NVIDIA / gpu-operator

NVIDIA GPU Operator creates/configures/manages GPUs atop Kubernetes
Apache License 2.0
1.74k stars 281 forks source link

Enhancement validateGPUResource method #829

Open lengrongfu opened 1 month ago

lengrongfu commented 1 month ago

In this method, two resource prefixes nvidia.com/mig- and nvidia.com/gpu are checked on the node. However, you can customize the resourceName when deploying the device-plugin component, such as when using MPS. So this won't work as expected.

version: v1
sharing:
  mps:
    resources:
    - name: nvidia.com/mps-gpu
      replicas: 10

https://github.com/NVIDIA/gpu-operator/blob/d4316a415bbd684ce8416a88042305fc1a093aa4/validator/main.go#L1240C18-L1240C37

We hope we add a availablePrefixResourceName method, it only check nvidia.com prefix, because device-plugin have a fixed prefix https://github.com/NVIDIA/k8s-device-plugin/blob/5144aa02c97b4aba8c0d118ccee9748834458d21/api/config/v1/consts.go#L25

func (p *Plugin) availablePrefixResourceName(resources v1.ResourceList) v1.ResourceName {
    for resourceName, quantity := range resources {
        if strings.HasPrefix(string(resourceName), "nvidia.com") && quantity.Value() >= 1 {
            log.Debugf("Found GPU resource name %s quantity %d", resourceName, quantity.Value())
            return resourceName
        }
    }
    return ""
}
lengrongfu commented 1 month ago

If you agree, I will submit the code to the gitlab repository.

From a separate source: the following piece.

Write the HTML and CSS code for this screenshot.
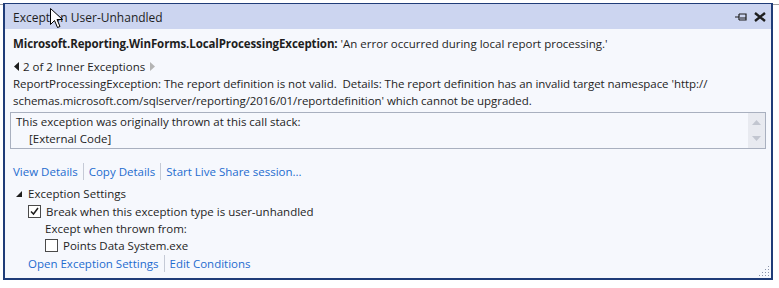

cdesiniotis commented 1 month ago

However, you can customize the resourceName when deploying the device-plugin component, such as when using MPS.

Can you clarify how you are changing the resource name? Resource renaming is currently not supported in the device-plugin. Additionally, when enabling MPS, the resource name used is still nvidia.com/gpu.

lengrongfu commented 1 month ago

However, you can customize the resourceName when deploying the device-plugin component, such as when using MPS.

Can you clarify how you are changing the resource name? Resource renaming is currently not supported in the device-plugin. Additionally, when enabling MPS, the resource name used is still nvidia.com/gpu.

Oh, I saw this code. Because we forked device-plugin a long time ago for secondary development, we can still modify the resource name.

lengrongfu commented 1 month ago

@cdesiniotis For some historical reasons, our resource names can be modified, but still prefixed with nvidia.com, so can gpu-operator be compatible with this situation?